More critically, Concept seems to be a game at war with its obvious use-case. It’s a party game that supports four players and upwards. And yet most of what you do in Concept is stare mutely at the board, trying to discern its coded meaning like monkeys deciphering ancient runes. Sure there will be moments of activity and laughter and commentary about the round just played. It’s never going to be remotely comparable though to what you’ll get from something like One Night Ultimate Werewolf, Once Upon a Time, or even Cards Against Humanity.
Concept is not a bad game. With the right group it’s definitely going to be a hit. It offers a greater range of expression than Charades, exactly because it forces you to be creative within tighter constraints. Things mean what you mutually agree they mean, and part of what play will involve is creating a visual and spatial vocabulary that will allow for a precision over time that is remarkable. Everything can impart information in Concept. The order you put things down can matter, as can the precision, or otherwise, that you employ. Tokens can be used in combination with each other, or mixed together, or just treated the same way regardless of colour. You can be genuinely inventive within the restrictions of the board, and that’s certainly fun.

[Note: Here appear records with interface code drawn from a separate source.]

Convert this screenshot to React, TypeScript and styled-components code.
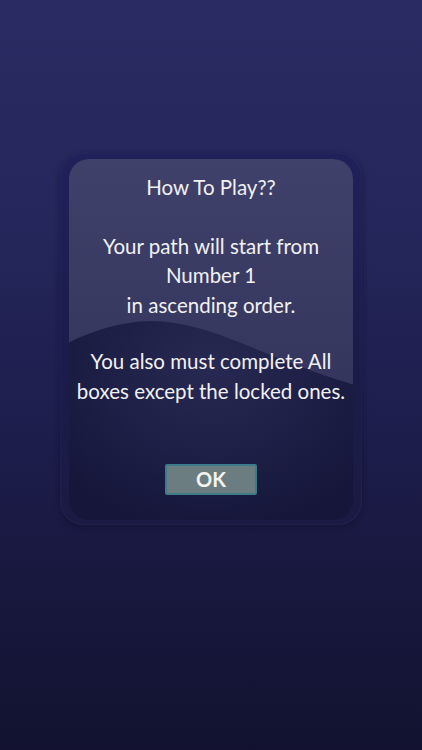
import styled, { createGlobalStyle } from 'styled-components'

const GlobalStyle = createGlobalStyle`
  html, body {
    margin: 0;
    padding: 0;
  }
  body {
    background: #16163a;
    font-family: Lato, "Open Sans", sans-serif;
  }
`

export default function App() {
  return (
    <>
      <GlobalStyle />
      <Screen>
        <DialogFrame>
          <Panel>
            <Gloss viewBox="0 0 284 362" preserveAspectRatio="none" aria-hidden>
              <defs>
                <linearGradient id="glossFill" x1="0" y1="0" x2="0" y2="1">
                  <stop offset="0" stopColor="#40416a" />
                  <stop offset="1" stopColor="#35365e" />
                </linearGradient>
              </defs>
              <path
                d="M0 0 H284 V226 C250 216 214 202 176 186 C136 170 104 160 70 163 C42 166 18 175 0 184 Z"
                fill="url(#glossFill)"
              />
            </Gloss>
            <Content>
              <Title>How To Play??</Title>
              <Paragraph>
                Your path will start from
                <br />
                Number 1
                <br />
                in ascending order.
              </Paragraph>
              <Paragraph>
                You also must complete All
                <br />
                boxes except the locked ones.
              </Paragraph>
              <OkButton type="button">OK</OkButton>
            </Content>
          </Panel>
        </DialogFrame>
      </Screen>
    </>
  )
}

const Screen = styled.div`
  height: 750px;
  box-sizing: border-box;
  padding-top: 153px;
  display: flex;
  justify-content: center;
  align-items: flex-start;
  background: linear-gradient(180deg, #2a2b62 0%, #25265b 30%, #1c1d4a 60%, #121230 100%);
`

const DialogFrame = styled.div`
  width: 302px;
  height: 372px;
  box-sizing: border-box;
  padding: 6px 9px 5px 9px;
  border-radius: 24px;
  background: linear-gradient(180deg, #20215a 0%, #1b1c4a 55%, #1a1b44 100%);
  box-shadow: 0 2px 6px rgba(10, 10, 35, 0.45), inset 0 0 2px rgba(60, 62, 120, 0.6);
`

const Panel = styled.div`
  position: relative;
  height: 100%;
  border-radius: 20px;
  overflow: hidden;
  background: radial-gradient(ellipse 70% 45% at 50% 58%, #282952 0%, #1e1f46 55%, #15163a 100%);
`

const Gloss = styled.svg`
  position: absolute;
  inset: 0;
  width: 100%;
  height: 100%;
`

const Content = styled.div`
  position: relative;
  display: flex;
  flex-direction: column;
  align-items: center;
  padding-top: 14px;
  color: #f1f1f3;
  text-align: center;
  font-family: Lato, "Open Sans", sans-serif;
  font-size: 20.5px;
  line-height: 29.5px;
`

const Title = styled.div`
  margin-bottom: 29px;
`

const Paragraph = styled.p`
  margin: 0 0 27px;
  white-space: nowrap;
`

const OkButton = styled.button`
  margin-top: 31px;
  width: 92px;
  height: 31px;
  box-sizing: border-box;
  border: 2px solid #3c7b8a;
  border-radius: 2px;
  background: #6b7d80;
  color: #f3f3f3;
  font-family: Lato, "Open Sans", sans-serif;
  font-weight: 700;
  font-size: 20px;
  line-height: 27px;
  padding: 0;
`
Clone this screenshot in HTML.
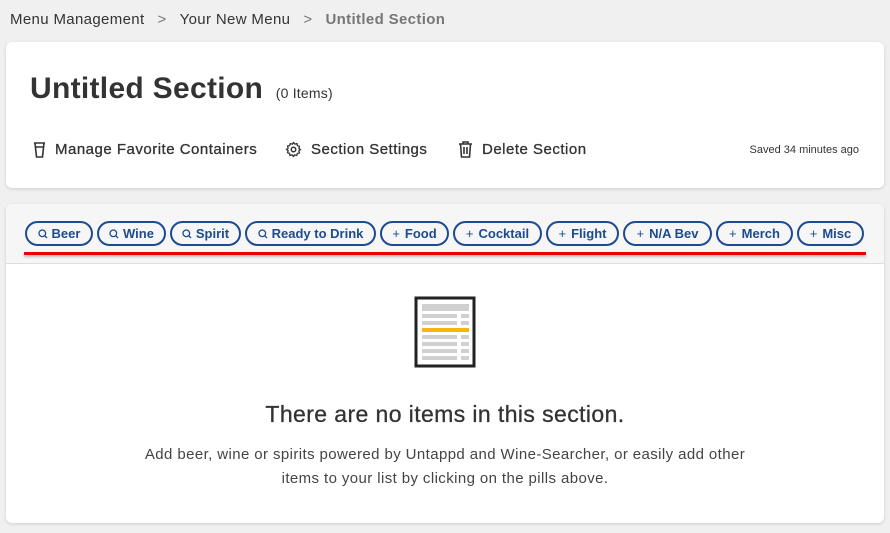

You can’t get away though from the fact that this is Charades: The Board Game, and while it does explore new contours of the design space in the end it sometimes feels uncomfortably derivative and displeasingly regressive. It feels a bit like a product of an older and less sophisticated place and time. While it certainly has considerable merits, it’s not really quite up to the standards that we expect of games these days. Concept is a bit like a vintage car that a collector has bought and tarted up. It’ll turn heads, inspire conversation, but still leave you longing for the power-steering of your comparatively workaday modern Volkswagen.